What is required
Write out the data below in full, unchanged, minus the images.

Given data

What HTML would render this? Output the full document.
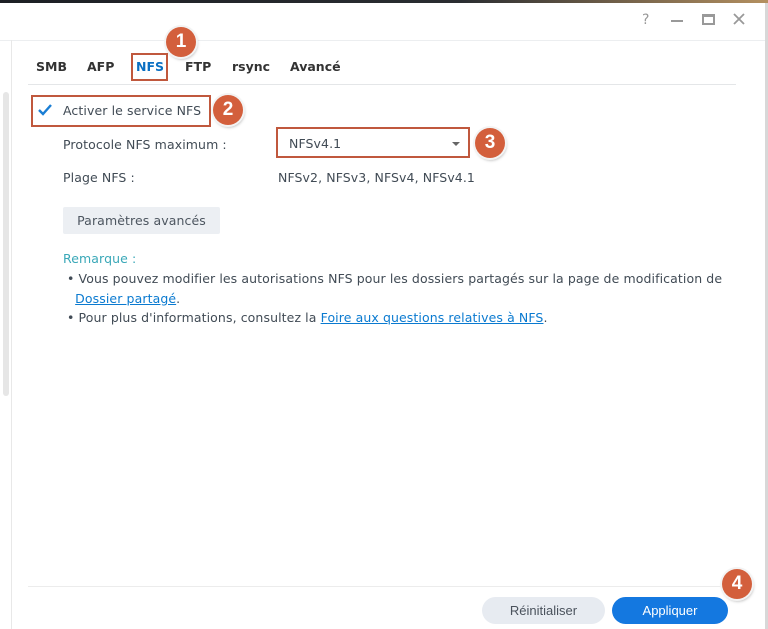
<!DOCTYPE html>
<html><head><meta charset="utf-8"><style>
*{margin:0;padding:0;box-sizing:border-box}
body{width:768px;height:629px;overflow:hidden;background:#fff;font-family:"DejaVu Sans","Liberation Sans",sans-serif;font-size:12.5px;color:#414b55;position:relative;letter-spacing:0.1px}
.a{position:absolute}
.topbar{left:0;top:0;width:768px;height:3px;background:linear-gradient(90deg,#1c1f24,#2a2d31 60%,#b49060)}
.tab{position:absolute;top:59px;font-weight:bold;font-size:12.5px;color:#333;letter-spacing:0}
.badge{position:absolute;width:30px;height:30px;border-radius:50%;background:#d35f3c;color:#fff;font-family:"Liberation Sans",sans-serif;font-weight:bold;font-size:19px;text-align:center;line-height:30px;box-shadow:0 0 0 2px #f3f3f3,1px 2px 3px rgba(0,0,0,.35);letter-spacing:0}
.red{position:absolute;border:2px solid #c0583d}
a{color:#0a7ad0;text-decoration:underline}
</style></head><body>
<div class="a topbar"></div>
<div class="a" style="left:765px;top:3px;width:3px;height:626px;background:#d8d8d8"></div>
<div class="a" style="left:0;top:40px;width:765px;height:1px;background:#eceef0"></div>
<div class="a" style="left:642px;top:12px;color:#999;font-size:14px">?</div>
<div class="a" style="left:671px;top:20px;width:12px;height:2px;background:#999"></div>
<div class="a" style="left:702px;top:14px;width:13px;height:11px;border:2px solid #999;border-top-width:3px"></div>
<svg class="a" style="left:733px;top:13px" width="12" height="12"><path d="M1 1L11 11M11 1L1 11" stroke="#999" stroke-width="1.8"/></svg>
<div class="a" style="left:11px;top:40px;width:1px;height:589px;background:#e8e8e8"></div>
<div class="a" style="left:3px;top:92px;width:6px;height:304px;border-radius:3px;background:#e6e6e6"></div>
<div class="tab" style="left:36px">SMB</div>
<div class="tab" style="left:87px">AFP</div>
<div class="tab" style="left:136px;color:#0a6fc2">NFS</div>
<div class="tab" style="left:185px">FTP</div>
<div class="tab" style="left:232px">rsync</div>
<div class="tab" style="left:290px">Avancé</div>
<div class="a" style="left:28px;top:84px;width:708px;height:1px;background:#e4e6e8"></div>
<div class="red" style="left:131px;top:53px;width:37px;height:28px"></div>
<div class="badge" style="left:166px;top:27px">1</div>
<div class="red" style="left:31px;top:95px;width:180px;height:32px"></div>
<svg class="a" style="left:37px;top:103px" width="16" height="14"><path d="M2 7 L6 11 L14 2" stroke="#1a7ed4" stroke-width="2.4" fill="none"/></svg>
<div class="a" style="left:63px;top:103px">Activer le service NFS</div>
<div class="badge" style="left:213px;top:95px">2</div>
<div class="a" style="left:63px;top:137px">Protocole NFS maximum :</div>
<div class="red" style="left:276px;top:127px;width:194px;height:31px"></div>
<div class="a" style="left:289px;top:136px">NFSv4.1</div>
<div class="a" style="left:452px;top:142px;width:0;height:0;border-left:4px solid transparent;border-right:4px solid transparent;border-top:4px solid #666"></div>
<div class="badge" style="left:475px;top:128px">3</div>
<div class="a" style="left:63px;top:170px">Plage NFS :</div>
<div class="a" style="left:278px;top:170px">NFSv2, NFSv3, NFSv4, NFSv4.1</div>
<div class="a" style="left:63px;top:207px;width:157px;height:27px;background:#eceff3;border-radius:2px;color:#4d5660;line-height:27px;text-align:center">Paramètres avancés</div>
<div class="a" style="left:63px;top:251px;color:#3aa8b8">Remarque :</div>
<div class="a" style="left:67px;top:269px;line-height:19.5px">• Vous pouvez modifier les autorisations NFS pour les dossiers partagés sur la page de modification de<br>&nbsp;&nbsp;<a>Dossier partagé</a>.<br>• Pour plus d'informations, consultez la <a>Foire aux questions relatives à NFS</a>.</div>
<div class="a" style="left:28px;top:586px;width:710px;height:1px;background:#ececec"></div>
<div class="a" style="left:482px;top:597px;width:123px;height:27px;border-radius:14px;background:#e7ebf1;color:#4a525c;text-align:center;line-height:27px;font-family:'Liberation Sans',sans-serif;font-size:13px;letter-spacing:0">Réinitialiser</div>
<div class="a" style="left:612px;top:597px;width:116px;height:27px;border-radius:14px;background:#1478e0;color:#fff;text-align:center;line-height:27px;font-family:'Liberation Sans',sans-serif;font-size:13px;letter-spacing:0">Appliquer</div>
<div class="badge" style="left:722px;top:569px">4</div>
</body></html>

Result of this exercise
What HTML would render this? Output the full document.
<!DOCTYPE html>
<html><head><meta charset="utf-8"><style>
*{margin:0;padding:0;box-sizing:border-box}
body{width:768px;height:629px;overflow:hidden;background:#fff;font-family:"DejaVu Sans","Liberation Sans",sans-serif;font-size:12.5px;color:#414b55;position:relative;letter-spacing:0.1px}
.a{position:absolute}
.topbar{left:0;top:0;width:768px;height:3px;background:linear-gradient(90deg,#1c1f24,#2a2d31 60%,#b49060)}
.tab{position:absolute;top:59px;font-weight:bold;font-size:12.5px;color:#333;letter-spacing:0}
.badge{position:absolute;width:30px;height:30px;border-radius:50%;background:#d35f3c;color:#fff;font-family:"Liberation Sans",sans-serif;font-weight:bold;font-size:19px;text-align:center;line-height:30px;box-shadow:0 0 0 2px #f3f3f3,1px 2px 3px rgba(0,0,0,.35);letter-spacing:0}
.red{position:absolute;border:2px solid #c0583d}
a{color:#0a7ad0;text-decoration:underline}
</style></head><body>
<div class="a topbar"></div>
<div class="a" style="left:765px;top:3px;width:3px;height:626px;background:#d8d8d8"></div>
<div class="a" style="left:0;top:40px;width:765px;height:1px;background:#eceef0"></div>
<div class="a" style="left:642px;top:12px;color:#999;font-size:14px">?</div>
<div class="a" style="left:671px;top:20px;width:12px;height:2px;background:#999"></div>
<div class="a" style="left:702px;top:14px;width:13px;height:11px;border:2px solid #999;border-top-width:3px"></div>
<svg class="a" style="left:733px;top:13px" width="12" height="12"><path d="M1 1L11 11M11 1L1 11" stroke="#999" stroke-width="1.8"/></svg>
<div class="a" style="left:11px;top:40px;width:1px;height:589px;background:#e8e8e8"></div>
<div class="a" style="left:3px;top:92px;width:6px;height:304px;border-radius:3px;background:#e6e6e6"></div>
<div class="tab" style="left:36px">SMB</div>
<div class="tab" style="left:87px">AFP</div>
<div class="tab" style="left:136px;color:#0a6fc2">NFS</div>
<div class="tab" style="left:185px">FTP</div>
<div class="tab" style="left:232px">rsync</div>
<div class="tab" style="left:290px">Avancé</div>
<div class="a" style="left:28px;top:84px;width:708px;height:1px;background:#e4e6e8"></div>
<div class="red" style="left:131px;top:53px;width:37px;height:28px"></div>
<div class="badge" style="left:166px;top:27px">1</div>
<div class="red" style="left:31px;top:95px;width:180px;height:32px"></div>
<svg class="a" style="left:37px;top:103px" width="16" height="14"><path d="M2 7 L6 11 L14 2" stroke="#1a7ed4" stroke-width="2.4" fill="none"/></svg>
<div class="a" style="left:63px;top:103px">Activer le service NFS</div>
<div class="badge" style="left:213px;top:95px">2</div>
<div class="a" style="left:63px;top:137px">Protocole NFS maximum :</div>
<div class="red" style="left:276px;top:127px;width:194px;height:31px"></div>
<div class="a" style="left:289px;top:136px">NFSv4.1</div>
<div class="a" style="left:452px;top:142px;width:0;height:0;border-left:4px solid transparent;border-right:4px solid transparent;border-top:4px solid #666"></div>
<div class="badge" style="left:475px;top:128px">3</div>
<div class="a" style="left:63px;top:170px">Plage NFS :</div>
<div class="a" style="left:278px;top:170px">NFSv2, NFSv3, NFSv4, NFSv4.1</div>
<div class="a" style="left:63px;top:207px;width:157px;height:27px;background:#eceff3;border-radius:2px;color:#4d5660;line-height:27px;text-align:center">Paramètres avancés</div>
<div class="a" style="left:63px;top:251px;color:#3aa8b8">Remarque :</div>
<div class="a" style="left:67px;top:269px;line-height:19.5px">• Vous pouvez modifier les autorisations NFS pour les dossiers partagés sur la page de modification de<br>&nbsp;&nbsp;<a>Dossier partagé</a>.<br>• Pour plus d'informations, consultez la <a>Foire aux questions relatives à NFS</a>.</div>
<div class="a" style="left:28px;top:586px;width:710px;height:1px;background:#ececec"></div>
<div class="a" style="left:482px;top:597px;width:123px;height:27px;border-radius:14px;background:#e7ebf1;color:#4a525c;text-align:center;line-height:27px;font-family:'Liberation Sans',sans-serif;font-size:13px;letter-spacing:0">Réinitialiser</div>
<div class="a" style="left:612px;top:597px;width:116px;height:27px;border-radius:14px;background:#1478e0;color:#fff;text-align:center;line-height:27px;font-family:'Liberation Sans',sans-serif;font-size:13px;letter-spacing:0">Appliquer</div>
<div class="badge" style="left:722px;top:569px">4</div>
</body></html>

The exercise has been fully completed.